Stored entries
-- BEGIN --

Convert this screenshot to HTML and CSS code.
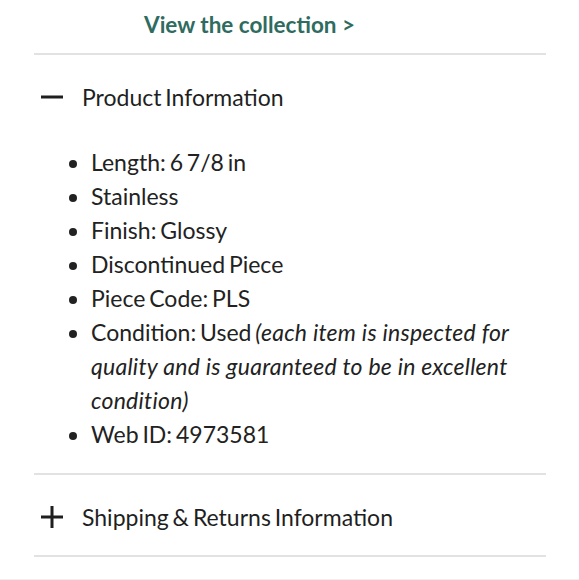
FILE: index.html
```html
<!DOCTYPE html>
<html lang="en">
<head>
<meta charset="utf-8">
<title>Product details</title>
<link rel="stylesheet" href="styles.css">
</head>
<body>
<div class="page">
  <div class="link-row">
    <a class="collection-link" href="#">View the collection &gt;</a>
  </div>
  <div class="accordion">
    <div class="section">
      <div class="section-header">
        <svg class="toggle" width="22" height="22" viewBox="0 0 22 22" aria-hidden="true">
          <rect x="0" y="9.5" width="22" height="3" fill="#1f1f1f"/>
        </svg>
        <span class="section-title">Product Information</span>
      </div>
      <ul class="details">
        <li>Length: 6 7/8 in</li>
        <li>Stainless</li>
        <li>Finish: Glossy</li>
        <li>Discontinued Piece</li>
        <li>Piece Code: PLS</li>
        <li>Condition: Used <em>(each item is inspected for quality and is guaranteed to be in excellent condition)</em></li>
        <li>Web ID: 4973581</li>
      </ul>
    </div>
    <div class="section">
      <div class="section-header">
        <svg class="toggle" width="22" height="22" viewBox="0 0 22 22" aria-hidden="true">
          <rect x="0" y="9.5" width="22" height="3" fill="#1f1f1f"/>
          <rect x="9.5" y="0" width="3" height="22" fill="#1f1f1f"/>
        </svg>
        <span class="section-title">Shipping &amp; Returns Information</span>
      </div>
    </div>
  </div>
</div>
</body>
</html>
```
FILE: styles.css
```css
html, body {
  margin: 0;
  padding: 0;
  background: #ffffff;
}

body {
  font-family: Lato, "Noto Sans", sans-serif;
  color: #222222;
  height: 580px;
  overflow: hidden;
}

.page {
  padding: 0 33px 0 34px;
  height: 579px;
  border-bottom: 1px solid #f0f0f0;
}

.link-row {
  height: 53px;
  padding-left: 110px;
  box-sizing: border-box;
  padding-top: 9px;
}

.collection-link {
  font-size: 22.5px;
  font-weight: 700;
  line-height: 32px;
  color: #2f6b5f;
  text-decoration: none;
}

.section {
  border-top: 2px solid #e2e2e2;
}

.section:last-child {
  border-bottom: 2px solid #e2e2e2;
}

.section-header {
  display: flex;
  align-items: center;
  gap: 19px;
  height: 80px;
  padding: 4px 0 0 7px;
  box-sizing: border-box;
}

.toggle {
  flex: none;
}

.section-title {
  font-size: 23px;
  line-height: 28px;
  word-spacing: -2px;
  color: #1f1f1f;
}

.details {
  margin: 10px 0 22px;
  padding-left: 57px;
  font-size: 23px;
  line-height: 34px;
  word-spacing: -2px;
  color: #222222;
}

.details em {
  font-style: italic;
  letter-spacing: 0.25px;
  word-spacing: 0;
}
```
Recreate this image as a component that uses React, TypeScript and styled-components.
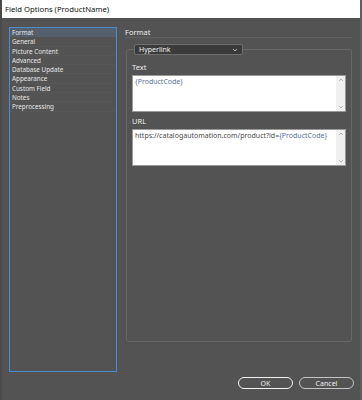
import * as React from 'react';
import styled, { createGlobalStyle } from 'styled-components';

const GlobalStyle = createGlobalStyle`
  html, body {
    margin: 0;
    padding: 0;
    background: #535353;
  }
  body {
    font-family: "Noto Sans", "Open Sans", sans-serif;
  }
`;

const Window = styled.div`
  width: 362px;
  height: 400px;
  display: flex;
  flex-direction: column;
  background: #535353;
  box-sizing: border-box;
  border-left: 2px solid #4a4a4a;
  border-right: 2px solid #5e5e5e;
  overflow: hidden;
`;

const TitleBar = styled.div`
  height: 18px;
  flex: none;
  background: #ffffff;
  color: #111;
  font-size: 7.7px;
  line-height: 18px;
  padding-left: 5px;
  margin-left: -2px;
  margin-right: -2px;
`;

const Body = styled.div`
  flex: 1;
  display: flex;
  flex-direction: column;
  padding: 9px 6px 12px 7px;
`;

const Main = styled.div`
  flex: 1;
  display: flex;
  gap: 8px;
`;

const Sidebar = styled.ul`
  margin: 0;
  padding: 0;
  list-style: none;
  width: 108px;
  height: 345px;
  box-sizing: border-box;
  border: 1px solid #4a8ccc;
`;

const Item = styled.li<{ $active?: boolean }>`
  height: 9.3px;
  line-height: 9px;
  font-size: 6.3px;
  padding-left: 2px;
  color: #e6e6e6;
  background: ${(p) => (p.$active ? '#56606c' : 'transparent')};
  border-bottom: 1px solid ${(p) => (p.$active ? '#56606c' : '#575757')};
  box-sizing: border-box;
`;

const Pane = styled.div`
  flex: 1;
  display: flex;
  flex-direction: column;
  padding-right: 2px;
`;

const Heading = styled.div`
  font-size: 7.5px;
  color: #ececec;
  height: 9px;
  line-height: 9px;
  margin-top: 1px;
  border-bottom: 1px solid #616161;
`;

const Group = styled.fieldset`
  margin: 6px 0 0 1px;
  padding: 3px 5px 0 5px;
  border: 1px solid #676767;
  border-radius: 2px;
  height: 298px;
  box-sizing: border-box;
  min-width: 0;
`;

const Legend = styled.legend`
  padding: 0;
  margin-left: 2px;
`;

const Dropdown = styled.div`
  width: 109px;
  height: 11px;
  box-sizing: border-box;
  background: #3b3b3b;
  border: 1px solid #6e6e6e;
  border-radius: 2px;
  display: flex;
  align-items: center;
  justify-content: space-between;
  padding: 0 4px;
  font-size: 7px;
  color: #f0f0f0;
`;

const Label = styled.div`
  font-size: 7.5px;
  color: #ececec;
  height: 10px;
  line-height: 10px;
  margin-top: 4px;
  margin-bottom: 3px;
`;

const Field = styled.div`
  height: 37px;
  display: flex;
  background: #ffffff;
  border: 1px solid #9a9a9a;
  box-sizing: border-box;
`;

const FieldText = styled.div`
  flex: 1;
  font-size: 7px;
  line-height: 9px;
  padding: 1px 2px;
  color: #4a4a4a;
  white-space: nowrap;
  overflow: hidden;
`;

const Token = styled.span`
  color: #5a6f99;
`;

const ScrollTrack = styled.div`
  width: 9px;
  background: #f0f0f0;
  display: flex;
  flex-direction: column;
  justify-content: space-between;
  align-items: center;
  padding: 2px 0;
`;

const Footer = styled.div`
  display: flex;
  justify-content: flex-end;
  gap: 6px;
  margin-top: 5px;
`;

const Button = styled.button<{ $default?: boolean }>`
  width: 55px;
  height: 12px;
  padding: 0;
  border-radius: 6px;
  background: #535353;
  border: ${(p) => (p.$default ? '1.5px solid #f2f2f2' : '1px solid #c4c4c4')};
  color: #eeeeee;
  font-family: inherit;
  font-size: 7px;
  line-height: 9px;
  box-sizing: border-box;
`;

const Chevron = ({ up, color }: { up?: boolean; color: string }) => (
  <svg width="6" height="4" viewBox="0 0 6 4">
    <path
      d={up ? 'M1 3 L3 1 L5 3' : 'M1 1 L3 3 L5 1'}
      fill="none"
      stroke={color}
      strokeWidth="0.8"
    />
  </svg>
);

const items = [
  'Format',
  'General',
  'Picture Content',
  'Advanced',
  'Database Update',
  'Appearance',
  'Custom Field',
  'Notes',
  'Preprocessing',
];

export default function App() {
  return (
    <>
      <GlobalStyle />
      <Window>
        <TitleBar>Field Options (ProductName)</TitleBar>
        <Body>
          <Main>
            <Sidebar>
              {items.map((it, i) => (
                <Item key={it} $active={i === 0}>
                  {it}
                </Item>
              ))}
            </Sidebar>
            <Pane>
              <Heading>Format</Heading>
              <Group>
                <Legend>
                  <Dropdown>
                    <span>Hyperlink</span>
                    <Chevron color="#cfcfcf" />
                  </Dropdown>
                </Legend>
                <Label>Text</Label>
                <Field>
                  <FieldText>
                    <Token>{'{ProductCode}'}</Token>
                  </FieldText>
                  <ScrollTrack>
                    <Chevron up color="#a8a8a8" />
                    <Chevron color="#a8a8a8" />
                  </ScrollTrack>
                </Field>
                <Label>URL</Label>
                <Field>
                  <FieldText>
                    https://catalogautomation.com/product?id=
                    <Token>{'{ProductCode}'}</Token>
                  </FieldText>
                  <ScrollTrack>
                    <Chevron up color="#a8a8a8" />
                    <Chevron color="#a8a8a8" />
                  </ScrollTrack>
                </Field>
              </Group>
            </Pane>
          </Main>
          <Footer>
            <Button $default>OK</Button>
            <Button>Cancel</Button>
          </Footer>
        </Body>
      </Window>
    </>
  );
}
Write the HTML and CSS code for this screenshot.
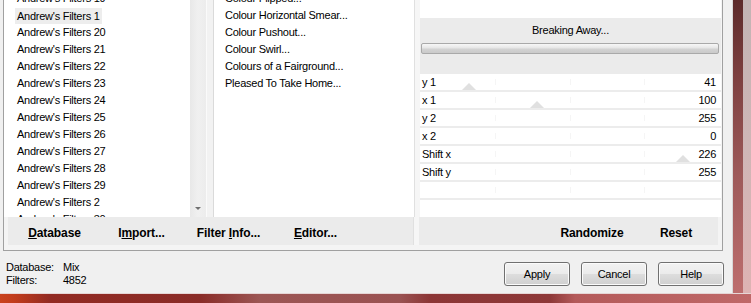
FILE: index.html
```html
<!DOCTYPE html>
<html>
<head>
<meta charset="utf-8">
<link rel="stylesheet" href="styles.css">
</head>
<body>
<div class="screen">
  <div class="top">
    <div class="dialog">
      <div class="group">
        <div class="panes">
          <div class="list list-left">
            <div class="list-inner">
              <div class="item">Andrew's Filters 19</div>
              <div class="item sel"><span>Andrew's Filters 1</span></div>
              <div class="item">Andrew's Filters 20</div>
              <div class="item">Andrew's Filters 21</div>
              <div class="item">Andrew's Filters 22</div>
              <div class="item">Andrew's Filters 23</div>
              <div class="item">Andrew's Filters 24</div>
              <div class="item">Andrew's Filters 25</div>
              <div class="item">Andrew's Filters 26</div>
              <div class="item">Andrew's Filters 27</div>
              <div class="item">Andrew's Filters 28</div>
              <div class="item">Andrew's Filters 29</div>
              <div class="item">Andrew's Filters 2</div>
              <div class="item">Andrew's Filters 30</div>
            </div>
          </div>
          <div class="scrollbar"><div class="arrow-btn"><span class="arrow"></span></div></div>
          <div class="gap"></div>
          <div class="list list-mid">
            <div class="list-inner">
              <div class="item">Colour Flipped...</div>
              <div class="item">Colour Horizontal Smear...</div>
              <div class="item">Colour Pushout...</div>
              <div class="item">Colour Swirl...</div>
              <div class="item">Colours of a Fairground...</div>
              <div class="item">Pleased To Take Home...</div>
            </div>
          </div>
          <div class="sep"></div>
          <div class="panel">
            <div class="title-box">
              <div class="title">Breaking Away...</div>
              <div class="progress"></div>
            </div>
            <div class="param"><span>y 1</span><span>41</span><i class="thumb" style="left:49px"></i></div>
            <div class="param"><span>x 1</span><span>100</span><i class="thumb" style="left:117px"></i></div>
            <div class="param"><span>y 2</span><span>255</span></div>
            <div class="param"><span>x 2</span><span>0</span></div>
            <div class="param"><span>Shift x</span><span>226</span><i class="thumb" style="left:263px"></i></div>
            <div class="param"><span>Shift y</span><span>255</span></div>
            <div class="param empty"></div>
          </div>
        </div>
        <div class="bars">
          <div class="bar bar-left">
            <div class="cmd"><u>D</u>atabase</div>
            <div class="cmd">I<u>m</u>port...</div>
            <div class="cmd">Filter <u>I</u>nfo...</div>
            <div class="cmd"><u>E</u>ditor...</div>
          </div>
          <div class="sep sep-bar"></div>
          <div class="bar bar-right">
            <div class="cmd wide">Randomize</div>
            <div class="cmd wide">Reset</div>
          </div>
        </div>
      </div>
      <div class="status">
        <div class="info">
          <span>Database:</span><span>Mix</span>
          <span>Filters:</span><span>4852</span>
        </div>
        <div class="buttons">
          <div class="btn">Apply</div>
          <div class="btn">Cancel</div>
          <div class="btn">Help</div>
        </div>
      </div>
    </div>
    <div class="frame-right">
      <div class="frame-dark"></div>
      <div class="frame-light"></div>
    </div>
  </div>
  <div class="frame-bottom"></div>
</div>
</body>
</html>
```
FILE: styles.css
```css
* { box-sizing: border-box; margin: 0; padding: 0; }
html, body { width: 751px; height: 303px; overflow: hidden; }
body {
  font-family: "Liberation Sans", Arial, sans-serif;
  font-size: 11px;
  letter-spacing: -0.25px;
  color: #000;
  background: #f0f0f0;
}
.screen { display: flex; flex-direction: column; width: 751px; height: 303px; }
.top { display: flex; height: 293px; }
.dialog {
  width: 733px;
  background: #f0f0f0;
  border-right: 1px solid #d8d8d8;
  display: flex;
  flex-direction: column;
}
.group {
  margin-left: 3px;
  width: 720px;
  height: 251px;
  border: 1px solid #a0a0a0;
  border-top: none;
  background: #f4f4f4;
  display: flex;
  flex-direction: column;
}
.panes { display: flex; height: 217px; }
.list { background: #fff; overflow: hidden; }
.list-left { width: 186px; padding-left: 13px; }
.list-mid { width: 201px; padding-left: 11px; border-left: 1px solid #dadada; }
.list-inner { margin-top: -10px; }
.item { height: 17px; line-height: 17px; white-space: nowrap; }
.item.sel span {
  display: inline-block;
  height: 16px;
  line-height: 16px;
  margin-top: 1px;
  padding: 0 2px;
  margin-left: -2px;
  background: #ededed;
}
.scrollbar {
  width: 16px;
  background: linear-gradient(to right, #e8e8e8, #f0f0f0 50%, #ececec);
  display: flex;
  flex-direction: column;
  justify-content: flex-end;
}
.arrow-btn { height: 17px; display: flex; justify-content: center; padding-top: 7px; }
.arrow {
  width: 0; height: 0;
  border-left: 3px solid transparent;
  border-right: 3px solid transparent;
  border-top: 3px solid #707070;
}
.gap { width: 7px; background: #f2f2f2; border-left: 1px solid #fafafa; }
.sep { width: 6px; background: #f6f6f6; border-left: 1px solid #e0e0e0; }
.panel { width: 301px; background: #fff; position: relative; }
.title-box {
  margin-top: 18px;
  height: 56px;
  background: #ebebeb;
  padding-top: 6px;
}
.title { text-align: center; line-height: 13px; height: 13px; }
.progress {
  margin: 6px 2px 0 1px;
  height: 11px;
  border: 1px solid #a9a9a9;
  border-radius: 2px;
  background: linear-gradient(#f7f7f7, #e6e6e6 45%, #d3d3d3 55%, #cacaca);
}
.param {
  position: relative;
  height: 18px;
  border-bottom: 2px solid #ececec;
  display: flex;
  justify-content: space-between;
  padding: 0 5px 0 2px;
  line-height: 16px;
  background:
    linear-gradient(#f5f5f5, #f5f5f5) 75px 5px / 1px 6px no-repeat,
    linear-gradient(#f5f5f5, #f5f5f5) 150px 5px / 1px 6px no-repeat,
    linear-gradient(#f5f5f5, #f5f5f5) 224px 5px / 1px 6px no-repeat;
}
.param span { position: relative; z-index: 1; }
.thumb {
  position: absolute;
  bottom: 0;
  width: 0; height: 0;
  margin-left: -7px;
  border-left: 7px solid transparent;
  border-right: 7px solid transparent;
  border-bottom: 7px solid #e0e0e0;
}
.bars { display: flex; height: 28px; }
.bar { background: #ebebeb; display: flex; align-items: center; padding-top: 3px; font-weight: bold; font-size: 12px; letter-spacing: -0.1px; }
.bar-left { margin-left: 4px; width: 405px; padding-left: 3px; }
.sep-bar { background: #f6f6f6; }
.bar-right { width: 299px; justify-content: flex-end; }
.cmd { width: 87px; text-align: center; }
.cmd.wide { width: 84px; }
.status { display: flex; height: 42px; padding: 10px 8px 0 6px; }
.info {
  display: grid;
  grid-template-columns: 57px auto;
  grid-auto-rows: 13px;
  line-height: 13px;
  align-content: start;
}
.buttons { margin-left: auto; display: flex; gap: 11px; margin-top: 1px; align-items: flex-start; }
.btn {
  width: 66px;
  height: 24px;
  border: 1px solid #707070;
  border-radius: 3px;
  background: linear-gradient(#f2f2f2 0%, #ebebeb 50%, #dddddd 51%, #cfcfcf 100%);
  box-shadow: inset 0 0 0 1px #fbfbfb;
  text-align: center;
  line-height: 22px;
}
.frame-right { flex: 1; display: flex; }
.frame-dark { width: 10px; background: linear-gradient(#5c2a2a, #7c3f3f 25%, #9e5a5a 60%, #bd6e6e); }
.frame-light { flex: 1; background: linear-gradient(#c2b4b4, #cfb6b6 50%, #deb3b3); }
.frame-bottom {
  height: 10px;
  border-top: 1px solid #e6d6d6;
  background: linear-gradient(to right, #c9421d 0px, #c23c1c 14px, #922a22 50px, #8a2c28 200px, #9c5654 260px, #9a5252 400px, #8c3636 430px, #8e3838 550px, #b45a5a 575px, #bf6868 751px);
}
```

-- END --

(WHAT YOU SHOULD DO): Make a tally of the lines in this data that include the string "React", and answer with that tally alone.

(EXERCISE RESPONSE): 2